Last updated 4/5/2022 at Noon
I called Ian Reid, Sisters District Ranger for the Deschutes National Forest, to turn myself in. By Uncle Sam’s rules I am a scofflaw. Apparently I am in large company as more and more of us old e-bikers are cruising the Deschutes NF trails blissfully ignoring the 2015 rules that establish that bikes with a battery (hence a motor) are only allowed on Forest Service roads designated for motorized vehicles, and not the more scenic and quieter single-track trails used by hikers and non-battery bikes.
In fairness, the Forest Service has 60,000 miles of motorized trails, 38 percent of all the trails they manage. That includes hundreds of miles in the Deschutes. As long as you are willing to share them with high-powered, noisy ATVs, RVs, camper trailers, motor bikes, mud-boggers, and an array of service vehicles. What could go wrong?
I didn’t know I was a scofflaw until the Sisters Trails Alliance (STA) added a marker to the trailheads on the hugely popular Peterson Ridge System. The emblems are clear and are meant to be a deterrence to me and hundreds of others who have a battery assisted bike — even as in my case. I rarely ever use the battery, only needing it to get up, say, Barclay Drive to Wild Horse Ridge, or those last few miles of Highway 242 to Dee Wright.

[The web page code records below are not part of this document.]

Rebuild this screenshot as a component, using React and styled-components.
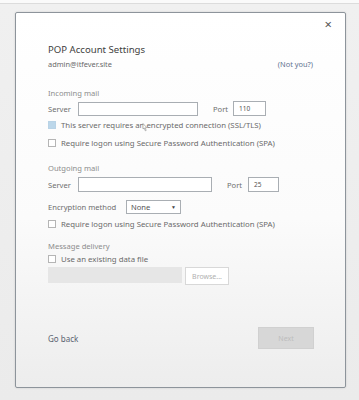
import React from "react";
import styled, { createGlobalStyle } from "styled-components";

const Global = createGlobalStyle`
  html, body { margin: 0; padding: 0; }
  body {
    width: 359px; height: 400px; overflow: hidden;
    font-family: "Noto Sans", "Open Sans", sans-serif;
    background: linear-gradient(#f3f3f3, #e9e9e9);
  }
`;

const Page = styled.div`
  width: 359px; height: 400px;
  display: flex; flex-direction: column;
`;

const TopStrip = styled.div`
  height: 3px; background: #fafafa; border-bottom: 1px solid #dcdcdc;
`;

const Stage = styled.div`
  flex: 1; padding: 8px 13px 12px 15px;
  background: linear-gradient(#f0f0f0, #ebebeb);
  display: flex;
`;

const Dialog = styled.div`
  position: relative;
  flex: 1;
  border: 1.5px solid #8d949b;
  border-radius: 2px;
  background: linear-gradient(#ffffff 0%, #fbfbfb 55%, #ededed 100%);
  box-shadow: 0 0 2px rgba(0,0,0,0.15);
  padding: 30px 31px 0 32px;
  display: flex; flex-direction: column;
`;

const Close = styled.div`
  position: absolute; right: 13px; top: 5px;
  font-size: 13px; color: #555; line-height: 1;
`;

const Title = styled.div`
  font-size: 9.6px; color: #3e3e3e; line-height: 14px;
`;

const AccountRow = styled.div`
  display: flex; justify-content: space-between; align-items: center;
  margin-top: 2px; padding-right: 1px;
  font-size: 7.4px; line-height: 10px; color: #6a6a6a;
`;

const NotYou = styled.span`
  color: #5e7290;
`;

const Section = styled.div`
  font-size: 7.6px; color: #8d8d8d; line-height: 10px;
  margin-top: ${p => p.$mt}px;
`;

const FieldRow = styled.div`
  display: flex; align-items: center;
  margin-top: ${p => p.$mt || 0}px;
  height: 15px;
`;

const Label = styled.span`
  font-size: 7.6px; color: #6e6e6e; width: ${p => p.$w}px;
  flex: none;
`;

const Input = styled.div`
  width: ${p => p.$w}px; height: ${p => p.$h || 14}px;
  border: 1px solid #a9aeb3; background: #fff; box-sizing: border-box;
  margin-right: ${p => p.$mr || 0}px;
  font-size: 6.5px; color: #555; display: flex; align-items: center;
  padding-left: 5px; flex: none;
`;

const CheckRow = styled.div`
  display: flex; align-items: center; gap: 5px;
  margin-top: ${p => p.$mt}px; height: 10px;
  position: relative;
  font-size: 7.8px; color: #6a6a6a; white-space: nowrap;
`;

const Box = styled.span`
  width: 8px; height: 8px; box-sizing: border-box; flex: none;
  border: 1px solid ${p => (p.$on ? "#b9d3e6" : "#b5b5b5")};
  background: ${p => (p.$on ? "#bcd7ea" : "#fff")};
`;

const Select = styled.div`
  width: 55px; height: 14px; box-sizing: border-box;
  border: 1px solid #a9aeb3; background: #fff;
  display: flex; align-items: center; justify-content: space-between;
  padding: 0 4px 0 4px; font-size: 7.6px; color: #555;
`;

const Caret = styled.span`
  font-size: 5px; color: #444;
`;

const FileRow = styled.div`
  display: flex; gap: 3px; margin-top: 3px; align-items: flex-start;
`;

const GrayField = styled.div`
  width: 134px; height: 16px; background: #e6e6e6;
`;

const Browse = styled.div`
  width: 44px; height: 18px; box-sizing: border-box;
  border: 1px solid #d8d8d8; background: #fff;
  font-size: 7px; color: #b0b0b0;
  display: flex; align-items: center; justify-content: center;
`;

const Footer = styled.div`
  display: flex; justify-content: space-between; align-items: center;
  margin-top: 42px;
`;

const GoBack = styled.span`
  font-size: 8px; color: #5a6270;
`;

const Next = styled.div`
  width: 56px; height: 22px; background: #d7d7d7;
  border: 1px solid #d0d0d0; box-sizing: border-box;
  font-size: 7px; color: #bdbdbd;
  display: flex; align-items: center; justify-content: center;
`;

const Cursor = styled.svg`
  position: absolute; left: 93px; top: 3px;
`;

export default function App() {
  return (
    <Page>
      <Global />
      <TopStrip />
      <Stage>
        <Dialog>
          <Close>×</Close>
          <Title>POP Account Settings</Title>
          <AccountRow>
            <span>admin@itfever.site</span>
            <NotYou>(Not you?)</NotYou>
          </AccountRow>
          <Section $mt={19}>Incoming mail</Section>
          <FieldRow $mt={3}>
            <Label $w={30}>Server</Label>
            <Input $w={120} $mr={15} />
            <Label $w={20}>Port</Label>
            <Input $w={33} $h={15}>110</Input>
          </FieldRow>
          <CheckRow $mt={4}>
            <Box $on />
            This server requires an encrypted connection (SSL/TLS)
            <Cursor width="7" height="9" viewBox="0 0 7 9">
              <path d="M2 0.5 L2 6 L3.2 5 L4.3 7.8 L5.2 7.4 L4.1 4.8 L5.8 4.7 Z" fill="#fff" stroke="#8a8a8a" strokeWidth="0.6" />
            </Cursor>
          </CheckRow>
          <CheckRow $mt={8}>
            <Box />
            Require logon using Secure Password Authentication (SPA)
          </CheckRow>
          <Section $mt={15}>Outgoing mail</Section>
          <FieldRow $mt={4}>
            <Label $w={30}>Server</Label>
            <Input $w={134} $mr={15} $h={15} />
            <Label $w={21}>Port</Label>
            <Input $w={31} $h={15}>25</Input>
          </FieldRow>
          <FieldRow $mt={7}>
            <Label $w={78}>Encryption method</Label>
            <Select>
              None<Caret>▼</Caret>
            </Select>
          </FieldRow>
          <CheckRow $mt={5}>
            <Box />
            Require logon using Secure Password Authentication (SPA)
          </CheckRow>
          <Section $mt={12}>Message delivery</Section>
          <CheckRow $mt={3}>
            <Box />
            Use an existing data file
          </CheckRow>
          <FileRow>
            <GrayField />
            <Browse>Browse...</Browse>
          </FileRow>
          <Footer>
            <GoBack>Go back</GoBack>
            <Next>Next</Next>
          </Footer>
        </Dialog>
      </Stage>
    </Page>
  );
}
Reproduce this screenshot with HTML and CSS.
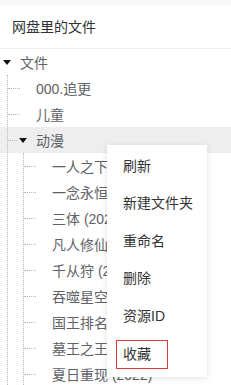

A quick lesson on e-bikes: The vast majority (like mine) are pedal-assisted, meaning if you aren’t pedaling, the battery will do nothing. They are popular among older riders like yours truly, or riders with disabilities to let them enjoy the great outdoors in pursuit of a healthy activity. That was once considered admirable.
Now it’s like the Hatfields and McCoys out there. Avid hiker Wendy Vermillion of Sisters typifies one side of the argument, saying publicly: “Finally, because we are 77 and 80 (her husband), have worked with the Sisters Trail Alliance to build and maintain trails for many years, we do not buy the ‘poor me I’m old’ rationale. There are hundreds of trails to fit all ilks in our Central Oregon, paved, dirt, gravel, level, or hilly, some of which already specify or limit horses, bikes, or hikers for safety factors.”
Mike Zapp of Bend, another septuagenarian, from Bend, has a different public stance than Wendy, saying: “What part of ‘public lands’ do these elitists not get? Just like gears make pedaling easier, e-bikes do the same for riders. E-bikes make it possible and give a person the same pleasures as anyone wanting to get out and enjoy nature. To deprive a person of this pursuit defines discrimination! E-bikes are considered the same as bikes under Oregon state law 814.405 and 801.258. E-bikes are OK in our state park trails.”
Mike Armstrong of Sisters has put in — and still does — hundreds of volunteer hours for STA. He too is north of 70 but doesn’t see the problem, imagining that in the future he will own an e-bike. For Armstrong and me, it’s a matter of speed and courtesy, not the type of bike.
According to Mountain Bike Report, a leading blogger for such enthusiasts, a pedal-only mountain bike can hit 38.5 mph on flat roads. However in a test of 13 riders on a single-track, rolling hills ride, average speed was only 9.71 mph; eight riders hit an average of 44.8 mph downhill, one hitting 55!
Bike to Work Today just last week said this: “An average electric bike can be as fast as 20 mph. However, electric bikes can only go as fast as 28 mph and do not go more than this figure. Even the most powerful electric bikes will only limit the motor to 28 mph.”
Space does not permit a tutorial on Class 1, Class 2, and Class 3 electric bikes. What many, including Armstrong and me, think is reasonable is for the Forest Service to allow Class 1, pedal-assist bikes, to go where others go and keep throttle-assist or fully e-powered bikes limited to sharing on roads classed for motorized vehicles.
Rick Retzman is board chair of STA and a tireless advocate and workhorse for the Alliance. He wants it made clear that “STA is all about education, and is not the trail police.” The practical matter is, nobody has been cited (ticketed) for e-bikes on Sisters trails and isn’t likely to be anytime soon. He is starting to hear more complaints, however, like Vermillion’s, and thus the additional signage.
The impetus, Retzman says, is the growing hostility between the riding factions in Bend, where e-bike prohibition signs have been commonplace and loudly ignored especially on the wildly popular Phil’s Trail.
“We’re getting a lot of Bend riders coming to Sisters thinking e-bikes are okay here, not knowing it’s the same forest, same rules.” Retzman said. “The signs were needed so we don’t give conflicting signals.”